Lung gas exchange failure and cardiovascular dysfunction during sepsis can lead to tissue hypoxia. Hypoxia alone has been shown to activate NF-κB and release of cytokines including TNF-α. In the present study, we demonstrate that hypoxia increases NF-κB DNA-binding activity and TNF-α mRNA levels. The hypoxic activation of NF-κB and subsequent TNF-α mRNA gene transcription require increases in mitochondrial ROS generation. Previous studies have reported that mitochondrial complex III can function as an important site of superoxide generation during hypoxia (28). Evidence for mitochondrial ROS regulation of NF-κB during hypoxia rests on the following observations. Hypoxia increased NF-κB DNA-binding activity and ROS generation in the presence of cycloheximide, indicating that hypoxia does not require de novo factors such as TNF-α. The antioxidants NAC and PDTC abolished the hypoxic increase in DCF fluorescence, NF-κB DNA-binding activity, and TNF-α mRNA levels. The specific mitochondrial complex I inhibitor rotenone abolished the increase in DCF fluorescence, NF-κB DNA-binding activity and TNF-α mRNA levels during hypoxia. By contrast, the mitochondrial complex III inhibitor antimycin A did not abolish the increase in ROS signaling, NF-κB DNA-binding activity, and TNF-α mRNA levels during hypoxia. The observation that rotenone abolished ROS signaling, NF-κB activation, and TNF-α mRNA expression during hypoxia whereas antimycin A preserved these responses during hypoxia indicates that mitochondrial ATP is not required for the response, because both inhibitors block electron transport and abolish oxidative phosphorylation. These results indicate that mitochondrial ROS are required for the activation of NF-κB DNA-binding activity and TNF-α mRNA levels during hypoxia (Fig. 8).

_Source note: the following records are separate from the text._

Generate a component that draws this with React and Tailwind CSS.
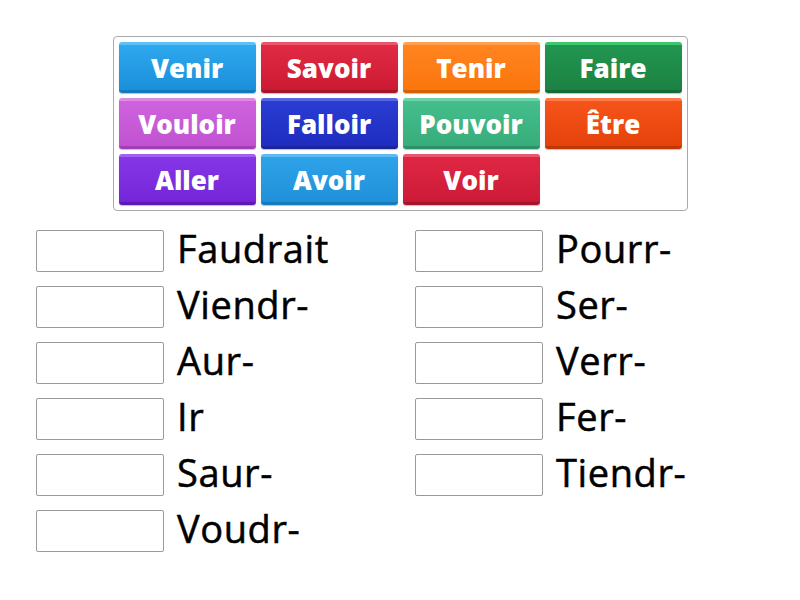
const tiles = [
  { label: 'Venir', bg: 'bg-gradient-to-b from-[#2ea8ee] to-[#1b8fdb]', edge: 'border-t-[#5cc0f4] border-b-[#1479bd]' },
  { label: 'Savoir', bg: 'bg-gradient-to-b from-[#e12a45] to-[#cc1a33]', edge: 'border-t-[#ea5668] border-b-[#a8142a]' },
  { label: 'Tenir', bg: 'bg-gradient-to-b from-[#ff8420] to-[#fb760a]', edge: 'border-t-[#ffa050] border-b-[#d46205]' },
  { label: 'Faire', bg: 'bg-gradient-to-b from-[#229650] to-[#1c8243]', edge: 'border-t-[#3cc66d] border-b-[#156c37]' },
  { label: 'Vouloir', bg: 'bg-gradient-to-b from-[#cf62dd] to-[#c153d2]', edge: 'border-t-[#de8ae8] border-b-[#a23fb3]' },
  { label: 'Falloir', bg: 'bg-gradient-to-b from-[#2a3cd2] to-[#1f2dc0]', edge: 'border-t-[#5564e0] border-b-[#1a249c]' },
  { label: 'Pouvoir', bg: 'bg-gradient-to-b from-[#45bd8c] to-[#38ad7c]', edge: 'border-t-[#6fd1a7] border-b-[#2c9166]' },
  { label: 'Être', bg: 'bg-gradient-to-b from-[#f5541a] to-[#e5420a]', edge: 'border-t-[#ff7a44] border-b-[#c23606]' },
  { label: 'Aller', bg: 'bg-gradient-to-b from-[#8636e6] to-[#7425d8]', edge: 'border-t-[#a060f0] border-b-[#5e18b8]' },
  { label: 'Avoir', bg: 'bg-gradient-to-b from-[#2ea2e8] to-[#1f91da]', edge: 'border-t-[#5cbaf0] border-b-[#177abd]' },
  { label: 'Voir', bg: 'bg-gradient-to-b from-[#df2744] to-[#cc1a36]', edge: 'border-t-[#ea5670] border-b-[#a8142c]' },
];

const left = ['Faudrait', 'Viendr-', 'Aur-', 'Ir', 'Saur-', 'Voudr-'];
const right = ['Pourr-', 'Ser-', 'Verr-', 'Fer-', 'Tiendr-'];

function Tile({ tile }) {
  return (
    <div
      className={`h-[51px] rounded-[3px] border-t-[3px] border-b-[3px] flex items-center justify-center text-white font-extrabold text-[26px] leading-none shadow-[0_1px_1px_rgba(0,0,0,0.25)] ${tile.bg} ${tile.edge}`}
    >
      {tile.label}
    </div>
  );
}

function Slot({ text }) {
  return (
    <div className="flex items-center h-[42px] mb-[14px]">
      <div className="w-[128px] h-[42px] shrink-0 border border-[#9a9a9a] rounded-[2px] bg-white" />
      <span className="ml-[13px] -mt-[6px] text-[38px] leading-none text-black tracking-[0.6px] [-webkit-text-stroke:0.5px_#000]">{text}</span>
    </div>
  );
}

export default function App() {
  return (
    <div className="w-[800px] h-[600px] bg-white font-['Open_Sans',sans-serif] overflow-hidden">
      <div className="pt-[36px] flex justify-center">
        <div className="w-[575px] border border-[#aaaaaa] rounded-[4px] p-[5px] grid grid-cols-4 gap-[5px]">
          {tiles.map((tile) => (
            <Tile key={tile.label} tile={tile} />
          ))}
        </div>
      </div>
      <div className="flex pt-[19px] pl-[36px]">
        <div className="w-[379px]">
          {left.map((t) => (
            <Slot key={t} text={t} />
          ))}
        </div>
        <div>
          {right.map((t) => (
            <Slot key={t} text={t} />
          ))}
        </div>
      </div>
    </div>
  );
}
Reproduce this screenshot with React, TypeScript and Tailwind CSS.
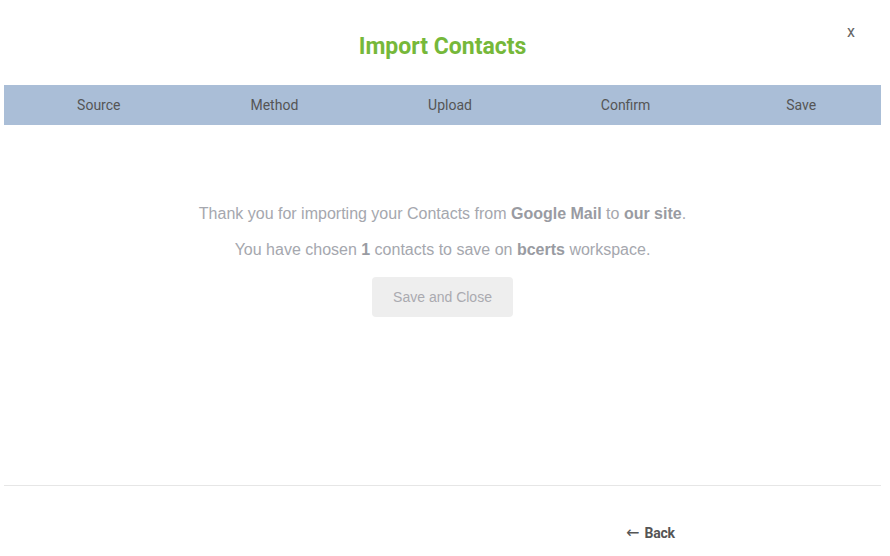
export default function App() {
  return (
    <div className="w-[890px] h-[556px] bg-white overflow-hidden relative">
      {/* Header */}
      <div className="relative ml-[4px] w-[877px] h-[85px] flex items-start justify-center">
        <h1 className="mt-[32px] text-[23px] leading-[30px] font-bold text-[#76b83a] font-['Roboto',sans-serif]">
          Import Contacts
        </h1>
        <button className="absolute right-[26px] top-[22px] text-[16px] leading-5 text-[#666] font-['Roboto',sans-serif]">
          x
        </button>
      </div>

      {/* Steps */}
      <div className="ml-[4px] w-[877px] h-[40px] bg-[#aabed7]">
        <div className="ml-[7px] w-[878px] h-full grid grid-cols-5 items-center text-[14px] text-[#555] font-['Roboto',sans-serif]">
          <div className="text-center">Source</div>
          <div className="text-center">Method</div>
          <div className="text-center">Upload</div>
          <div className="text-center">Confirm</div>
          <div className="text-center">Save</div>
        </div>
      </div>

      {/* Body */}
      <div className="ml-[4px] w-[877px] h-[360px] flex flex-col items-center pt-[79px] font-['Liberation_Sans',Arial,sans-serif] text-[16px] text-[#a5a7ae]">
        <p className="leading-[20px]">
          Thank you for importing your Contacts from <b className="text-[#999ba2]">Google Mail</b> to{" "}
          <b className="text-[#999ba2]">our site</b>.
        </p>
        <p className="leading-[20px] mt-[16px]">
          You have chosen <b className="text-[#999ba2]">1</b> contacts to save on{" "}
          <b className="text-[#999ba2]">bcerts</b> workspace.
        </p>
        <button className="mt-[17px] w-[141px] h-[40px] rounded-[4px] bg-[#eeeeee] text-[14px] text-[#aaaab0]">
          Save and Close
        </button>
      </div>

      {/* Footer */}
      <div className="ml-[4px] w-[877px] border-t border-[#e6e6e6]" />
      <div className="flex pl-[626px] pt-[37px]">
        <button className="flex items-center gap-[5px] text-[14px] leading-5 font-bold text-[#555] font-['Roboto',sans-serif]">
          <span className="text-[16px] font-normal font-['DejaVu_Sans',sans-serif]">←</span>
          <span className="tracking-[-0.2px]">Back</span>
        </button>
      </div>
    </div>
  );
}
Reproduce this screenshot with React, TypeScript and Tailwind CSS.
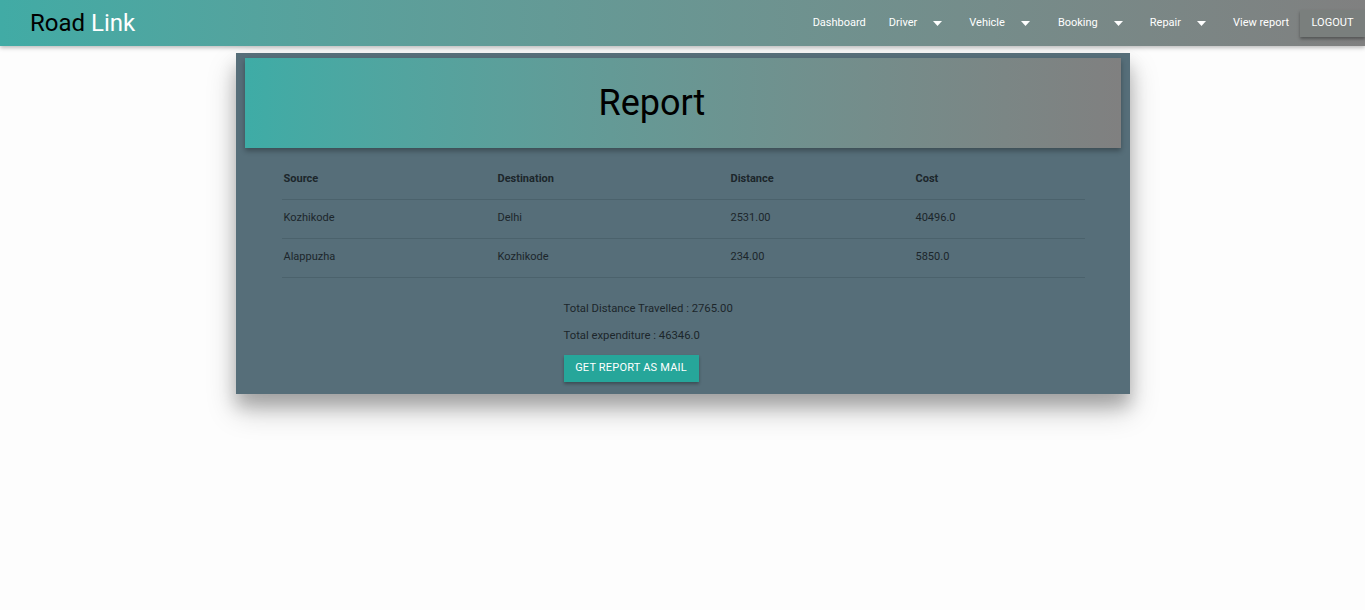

Under physiological conditions, low levels of cytokines have important roles in maintaining vascular function, in host defense, and in controlling the repair of tissue injury. However, during systemic sepsis or in response to experimental LPS challenge, the uncontrolled release of cytokines into the circulation contributes to the circulatory dysfunction and may precipitate the development of organ injury in multiple organs. Why is the activation of NF-κB by hypoxia potentially important in this scheme? The activation of NF-κB by hypoxia and the subsequent local cytokine release is part of the normal repair of local tissue injury and thus an adaptive function. For example, localized tissue hypoxia may contribute to the activation of NF-κB and local cytokine release, which could be important in controlling the infectious process and enhancing wound healing. By contrast, during systemic inflammatory states associated with sepsis, hypoxia could augment the excessive release of cytokines that are already stimulated by LPS. Our data support this hypothesis by demonstrating that LPS stimulates TNF-α release 10-fold more than hypoxia alone in macrophages. However, hypoxia significantly augments the LPS-induced release of TNF-α. Antioxidants attenuated the hypoxic augmentation of LPS-induced release of TNF-α, as did inhibitors of the proximal regions of the mitochondrial electron transport chain. Interestingly, hypoxia did not augment LPS-induced NF-κB DNA-binding activity, although hypoxia did augment TNF-α mRNA expression. This suggests that hypoxia may activate transcription factors other than NF-κB that play a role in the hypoxic amplification of LPS induction of TNF-α mRNA levels. Collectively, these studies reveal that hypoxic amplification of LPS gene transcription relies on signaling pathways that involve mitochondrial ROS.